__PROBLEM REQUIREMENTS__: Return each line of the listing below, unchanged, and omit the images.

__THE INPUT__:
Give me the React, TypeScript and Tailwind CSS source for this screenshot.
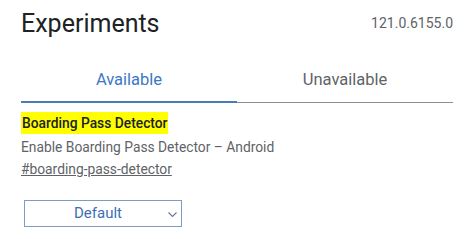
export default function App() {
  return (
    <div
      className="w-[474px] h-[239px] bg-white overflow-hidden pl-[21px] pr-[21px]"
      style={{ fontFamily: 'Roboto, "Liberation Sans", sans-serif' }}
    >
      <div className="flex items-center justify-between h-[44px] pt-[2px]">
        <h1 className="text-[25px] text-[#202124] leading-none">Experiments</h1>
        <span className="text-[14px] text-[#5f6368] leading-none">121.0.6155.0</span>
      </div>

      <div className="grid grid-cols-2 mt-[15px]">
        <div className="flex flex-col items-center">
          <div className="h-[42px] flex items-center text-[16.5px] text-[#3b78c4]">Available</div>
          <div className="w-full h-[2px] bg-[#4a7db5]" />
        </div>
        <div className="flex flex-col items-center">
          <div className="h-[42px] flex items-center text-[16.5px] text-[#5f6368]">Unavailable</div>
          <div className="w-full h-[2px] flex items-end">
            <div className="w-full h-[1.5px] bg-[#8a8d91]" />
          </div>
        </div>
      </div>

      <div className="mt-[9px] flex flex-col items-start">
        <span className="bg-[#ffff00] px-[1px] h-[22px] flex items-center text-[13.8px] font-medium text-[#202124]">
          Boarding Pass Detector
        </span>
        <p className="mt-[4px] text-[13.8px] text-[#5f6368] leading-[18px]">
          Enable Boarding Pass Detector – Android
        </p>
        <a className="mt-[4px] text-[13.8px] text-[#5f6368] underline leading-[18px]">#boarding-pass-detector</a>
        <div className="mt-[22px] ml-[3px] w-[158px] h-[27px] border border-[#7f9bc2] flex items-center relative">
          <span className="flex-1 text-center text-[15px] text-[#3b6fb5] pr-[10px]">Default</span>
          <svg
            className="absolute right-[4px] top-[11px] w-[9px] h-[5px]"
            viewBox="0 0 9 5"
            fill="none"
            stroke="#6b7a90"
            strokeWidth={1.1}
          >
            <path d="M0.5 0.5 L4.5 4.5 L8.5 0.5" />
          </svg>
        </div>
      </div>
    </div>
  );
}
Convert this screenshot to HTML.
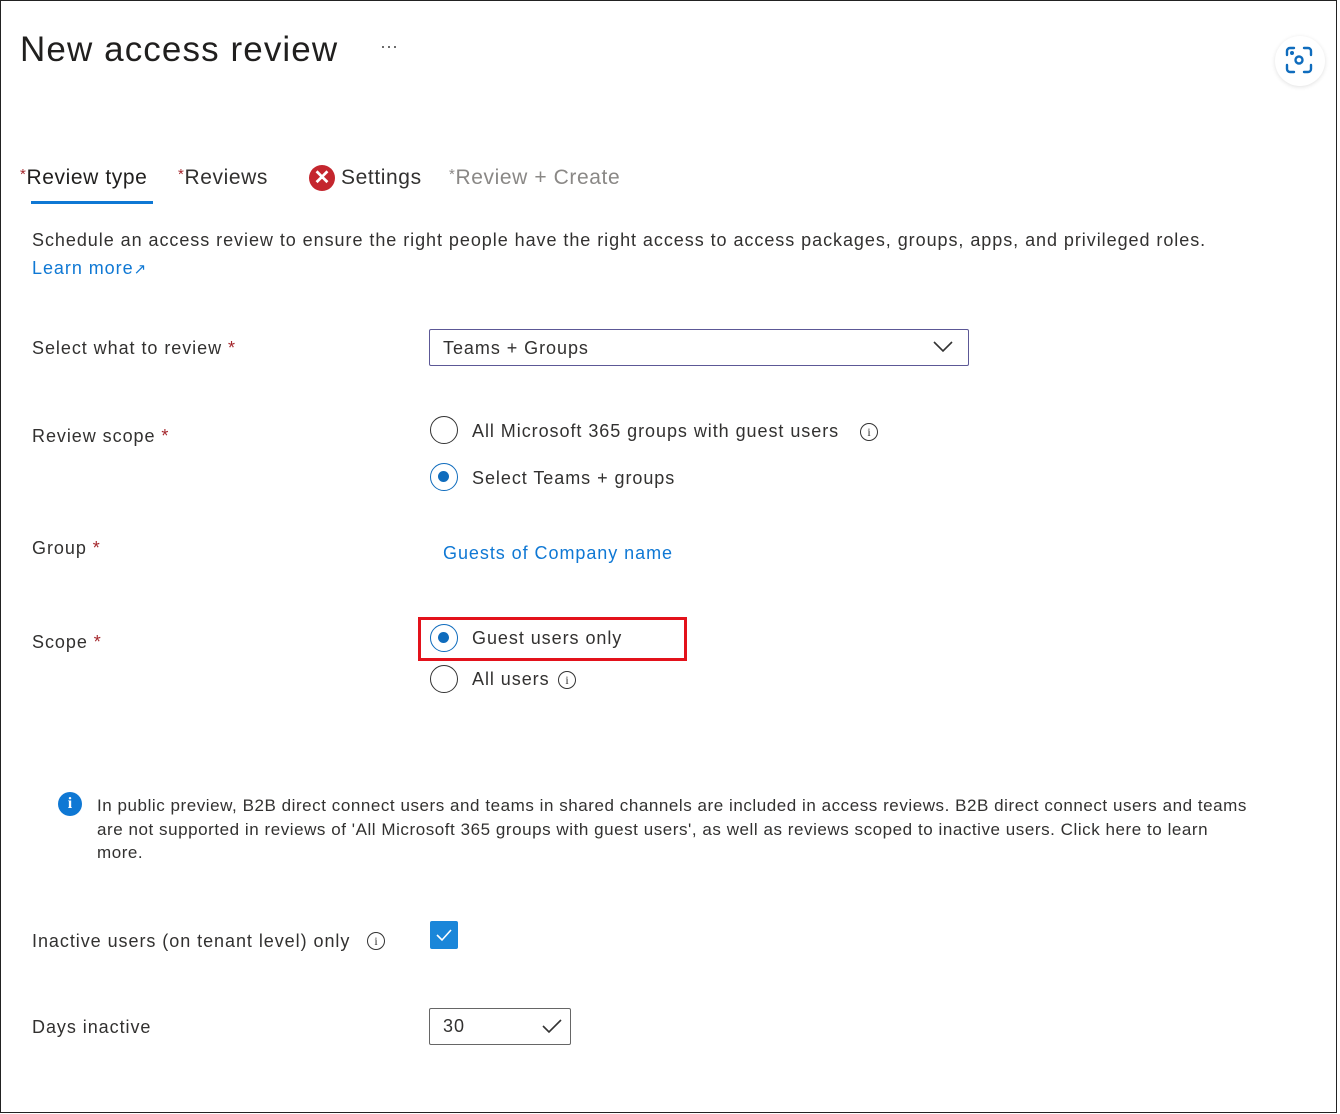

__CORRECT OUTPUT__:
Give me the React, TypeScript and Tailwind CSS source for this screenshot.
export default function App() {
  return (
    <div
      className="w-[474px] h-[239px] bg-white overflow-hidden pl-[21px] pr-[21px]"
      style={{ fontFamily: 'Roboto, "Liberation Sans", sans-serif' }}
    >
      <div className="flex items-center justify-between h-[44px] pt-[2px]">
        <h1 className="text-[25px] text-[#202124] leading-none">Experiments</h1>
        <span className="text-[14px] text-[#5f6368] leading-none">121.0.6155.0</span>
      </div>

      <div className="grid grid-cols-2 mt-[15px]">
        <div className="flex flex-col items-center">
          <div className="h-[42px] flex items-center text-[16.5px] text-[#3b78c4]">Available</div>
          <div className="w-full h-[2px] bg-[#4a7db5]" />
        </div>
        <div className="flex flex-col items-center">
          <div className="h-[42px] flex items-center text-[16.5px] text-[#5f6368]">Unavailable</div>
          <div className="w-full h-[2px] flex items-end">
            <div className="w-full h-[1.5px] bg-[#8a8d91]" />
          </div>
        </div>
      </div>

      <div className="mt-[9px] flex flex-col items-start">
        <span className="bg-[#ffff00] px-[1px] h-[22px] flex items-center text-[13.8px] font-medium text-[#202124]">
          Boarding Pass Detector
        </span>
        <p className="mt-[4px] text-[13.8px] text-[#5f6368] leading-[18px]">
          Enable Boarding Pass Detector – Android
        </p>
        <a className="mt-[4px] text-[13.8px] text-[#5f6368] underline leading-[18px]">#boarding-pass-detector</a>
        <div className="mt-[22px] ml-[3px] w-[158px] h-[27px] border border-[#7f9bc2] flex items-center relative">
          <span className="flex-1 text-center text-[15px] text-[#3b6fb5] pr-[10px]">Default</span>
          <svg
            className="absolute right-[4px] top-[11px] w-[9px] h-[5px]"
            viewBox="0 0 9 5"
            fill="none"
            stroke="#6b7a90"
            strokeWidth={1.1}
          >
            <path d="M0.5 0.5 L4.5 4.5 L8.5 0.5" />
          </svg>
        </div>
      </div>
    </div>
  );
}
Convert this screenshot to HTML.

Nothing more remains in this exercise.